===== EXTRACTED INFORMATION

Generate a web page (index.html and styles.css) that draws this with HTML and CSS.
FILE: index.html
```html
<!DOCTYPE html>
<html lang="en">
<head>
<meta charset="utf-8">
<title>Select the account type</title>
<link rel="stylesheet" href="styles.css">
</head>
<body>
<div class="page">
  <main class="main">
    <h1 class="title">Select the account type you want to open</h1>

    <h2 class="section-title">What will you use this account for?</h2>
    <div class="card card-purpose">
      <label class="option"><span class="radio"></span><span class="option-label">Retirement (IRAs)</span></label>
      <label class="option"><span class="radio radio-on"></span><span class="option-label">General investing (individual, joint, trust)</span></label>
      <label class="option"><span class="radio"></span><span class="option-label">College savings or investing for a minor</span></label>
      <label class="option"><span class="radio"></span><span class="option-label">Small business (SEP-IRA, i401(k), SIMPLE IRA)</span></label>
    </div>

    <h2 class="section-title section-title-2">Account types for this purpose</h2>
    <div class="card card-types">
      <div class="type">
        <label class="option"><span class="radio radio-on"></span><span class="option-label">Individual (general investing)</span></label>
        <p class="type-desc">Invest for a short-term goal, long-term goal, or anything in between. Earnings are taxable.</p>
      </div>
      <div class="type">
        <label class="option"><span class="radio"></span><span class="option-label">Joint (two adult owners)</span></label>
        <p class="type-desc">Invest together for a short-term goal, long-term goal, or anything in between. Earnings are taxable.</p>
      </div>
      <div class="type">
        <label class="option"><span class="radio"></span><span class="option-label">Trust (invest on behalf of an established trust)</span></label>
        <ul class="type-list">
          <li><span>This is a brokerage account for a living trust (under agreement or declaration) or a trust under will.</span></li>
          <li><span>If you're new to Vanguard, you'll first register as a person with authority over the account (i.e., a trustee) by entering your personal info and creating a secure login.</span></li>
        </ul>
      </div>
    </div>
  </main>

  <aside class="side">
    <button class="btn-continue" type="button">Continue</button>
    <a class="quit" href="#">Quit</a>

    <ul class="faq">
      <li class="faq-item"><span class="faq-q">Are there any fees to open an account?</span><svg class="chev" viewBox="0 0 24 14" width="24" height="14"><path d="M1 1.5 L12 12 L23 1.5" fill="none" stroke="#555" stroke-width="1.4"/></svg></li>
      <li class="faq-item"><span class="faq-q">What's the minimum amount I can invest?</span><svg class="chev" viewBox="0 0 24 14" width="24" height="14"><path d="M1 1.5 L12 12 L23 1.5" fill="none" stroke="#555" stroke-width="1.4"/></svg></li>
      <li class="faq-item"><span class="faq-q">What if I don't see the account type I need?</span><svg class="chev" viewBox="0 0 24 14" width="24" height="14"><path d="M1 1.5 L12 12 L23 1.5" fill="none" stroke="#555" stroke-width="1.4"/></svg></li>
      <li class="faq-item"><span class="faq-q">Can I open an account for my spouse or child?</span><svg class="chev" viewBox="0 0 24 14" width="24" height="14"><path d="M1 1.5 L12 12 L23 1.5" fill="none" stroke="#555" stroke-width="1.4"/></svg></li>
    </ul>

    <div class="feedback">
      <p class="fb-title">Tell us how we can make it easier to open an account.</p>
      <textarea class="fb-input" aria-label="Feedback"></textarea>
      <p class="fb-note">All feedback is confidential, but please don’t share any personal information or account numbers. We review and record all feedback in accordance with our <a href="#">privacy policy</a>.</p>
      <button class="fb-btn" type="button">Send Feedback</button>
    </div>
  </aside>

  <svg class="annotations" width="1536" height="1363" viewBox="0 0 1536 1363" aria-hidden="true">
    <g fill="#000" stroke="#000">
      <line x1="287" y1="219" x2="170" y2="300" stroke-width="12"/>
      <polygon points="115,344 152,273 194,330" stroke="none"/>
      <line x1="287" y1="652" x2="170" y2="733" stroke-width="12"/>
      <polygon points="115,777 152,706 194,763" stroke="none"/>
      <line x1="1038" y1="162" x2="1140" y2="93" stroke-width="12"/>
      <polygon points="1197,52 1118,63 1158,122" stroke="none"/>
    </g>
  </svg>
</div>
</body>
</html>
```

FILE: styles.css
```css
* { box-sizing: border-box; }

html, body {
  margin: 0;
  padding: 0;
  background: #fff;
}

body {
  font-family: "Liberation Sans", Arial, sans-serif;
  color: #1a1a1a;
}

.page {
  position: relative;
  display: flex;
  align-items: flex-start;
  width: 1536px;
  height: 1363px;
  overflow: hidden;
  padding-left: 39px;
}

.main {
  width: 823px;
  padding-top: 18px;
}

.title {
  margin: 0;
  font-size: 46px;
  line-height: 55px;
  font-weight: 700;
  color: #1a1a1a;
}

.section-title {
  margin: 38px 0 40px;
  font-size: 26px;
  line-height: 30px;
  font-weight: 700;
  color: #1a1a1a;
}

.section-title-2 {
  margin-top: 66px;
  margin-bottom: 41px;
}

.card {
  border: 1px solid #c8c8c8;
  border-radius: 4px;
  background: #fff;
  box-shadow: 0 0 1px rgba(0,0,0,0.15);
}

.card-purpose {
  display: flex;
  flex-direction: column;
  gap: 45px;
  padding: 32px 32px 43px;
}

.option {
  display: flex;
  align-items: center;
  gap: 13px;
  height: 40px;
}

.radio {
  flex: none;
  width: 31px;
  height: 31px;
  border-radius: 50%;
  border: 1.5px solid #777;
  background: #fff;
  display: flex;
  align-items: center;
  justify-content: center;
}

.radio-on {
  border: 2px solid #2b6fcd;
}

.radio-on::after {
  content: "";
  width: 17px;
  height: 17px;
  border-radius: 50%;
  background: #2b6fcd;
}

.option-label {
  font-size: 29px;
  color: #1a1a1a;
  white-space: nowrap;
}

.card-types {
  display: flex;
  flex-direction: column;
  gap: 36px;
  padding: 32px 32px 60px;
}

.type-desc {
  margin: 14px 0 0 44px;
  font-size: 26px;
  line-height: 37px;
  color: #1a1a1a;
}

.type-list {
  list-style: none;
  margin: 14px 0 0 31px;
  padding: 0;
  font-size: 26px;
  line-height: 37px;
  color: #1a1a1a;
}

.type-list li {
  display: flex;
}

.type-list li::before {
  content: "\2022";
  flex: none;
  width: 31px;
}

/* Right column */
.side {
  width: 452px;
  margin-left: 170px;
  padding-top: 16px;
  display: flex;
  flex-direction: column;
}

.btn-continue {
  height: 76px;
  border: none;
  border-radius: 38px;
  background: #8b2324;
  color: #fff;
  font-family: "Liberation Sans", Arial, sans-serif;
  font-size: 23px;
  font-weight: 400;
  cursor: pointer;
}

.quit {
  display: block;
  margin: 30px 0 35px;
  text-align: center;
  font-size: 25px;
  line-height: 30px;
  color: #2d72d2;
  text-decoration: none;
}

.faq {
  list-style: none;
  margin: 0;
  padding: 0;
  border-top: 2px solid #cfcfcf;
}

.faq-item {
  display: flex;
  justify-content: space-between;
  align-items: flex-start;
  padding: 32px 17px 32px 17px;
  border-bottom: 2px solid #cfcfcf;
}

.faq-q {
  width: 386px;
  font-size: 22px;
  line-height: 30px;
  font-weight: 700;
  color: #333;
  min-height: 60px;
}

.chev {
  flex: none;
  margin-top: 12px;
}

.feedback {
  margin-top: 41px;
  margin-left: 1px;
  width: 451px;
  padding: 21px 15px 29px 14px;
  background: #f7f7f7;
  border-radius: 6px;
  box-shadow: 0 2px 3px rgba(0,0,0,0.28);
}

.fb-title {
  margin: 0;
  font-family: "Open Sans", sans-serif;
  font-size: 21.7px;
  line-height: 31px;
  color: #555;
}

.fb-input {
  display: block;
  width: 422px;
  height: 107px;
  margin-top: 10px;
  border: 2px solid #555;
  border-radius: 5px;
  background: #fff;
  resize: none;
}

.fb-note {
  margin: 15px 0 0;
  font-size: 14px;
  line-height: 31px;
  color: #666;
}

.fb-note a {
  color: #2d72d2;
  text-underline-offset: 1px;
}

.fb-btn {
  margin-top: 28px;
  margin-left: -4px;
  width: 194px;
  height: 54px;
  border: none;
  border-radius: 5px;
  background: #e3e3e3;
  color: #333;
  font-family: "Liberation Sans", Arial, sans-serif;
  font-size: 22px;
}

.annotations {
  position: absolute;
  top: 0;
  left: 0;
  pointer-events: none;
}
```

==========
===== EXTRACTED INFORMATION

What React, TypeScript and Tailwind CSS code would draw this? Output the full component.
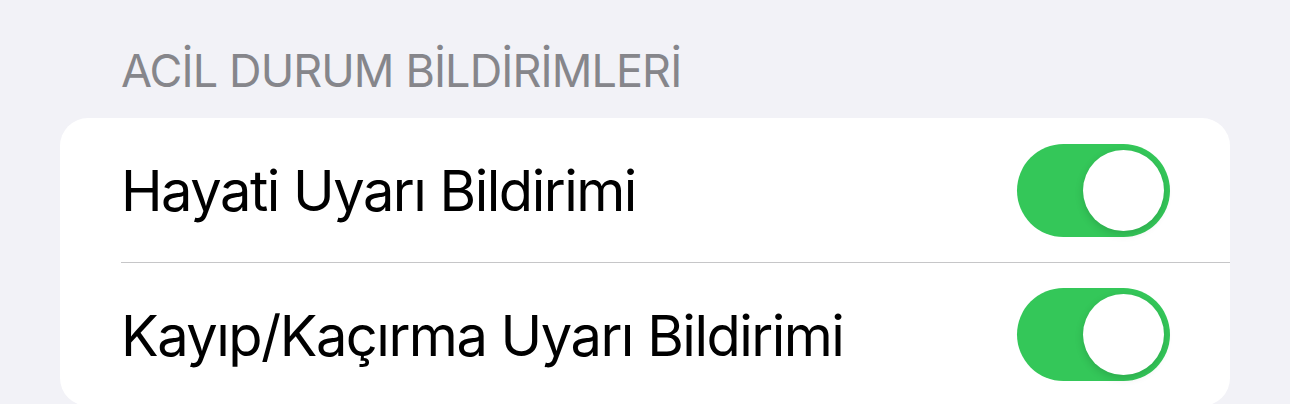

==========

OBJECTIVE:
Pick out the lines containing the word "What" and show them.

RESPONSE BELOW:
    <h2 class="section-title">What will you use this account for?</h2>
      <li class="faq-item"><span class="faq-q">What's the minimum amount I can invest?</span><svg class="chev" viewBox="0 0 24 14" width="24" height="14"><path d="M1 1.5 L12 12 L23 1.5" fill="none" stroke="#555" stroke-width="1.4"/></svg></li>
      <li class="faq-item"><span class="faq-q">What if I don't see the account type I need?</span><svg class="chev" viewBox="0 0 24 14" width="24" height="14"><path d="M1 1.5 L12 12 L23 1.5" fill="none" stroke="#555" stroke-width="1.4"/></svg></li>
What React, TypeScript and Tailwind CSS code would draw this? Output the full component.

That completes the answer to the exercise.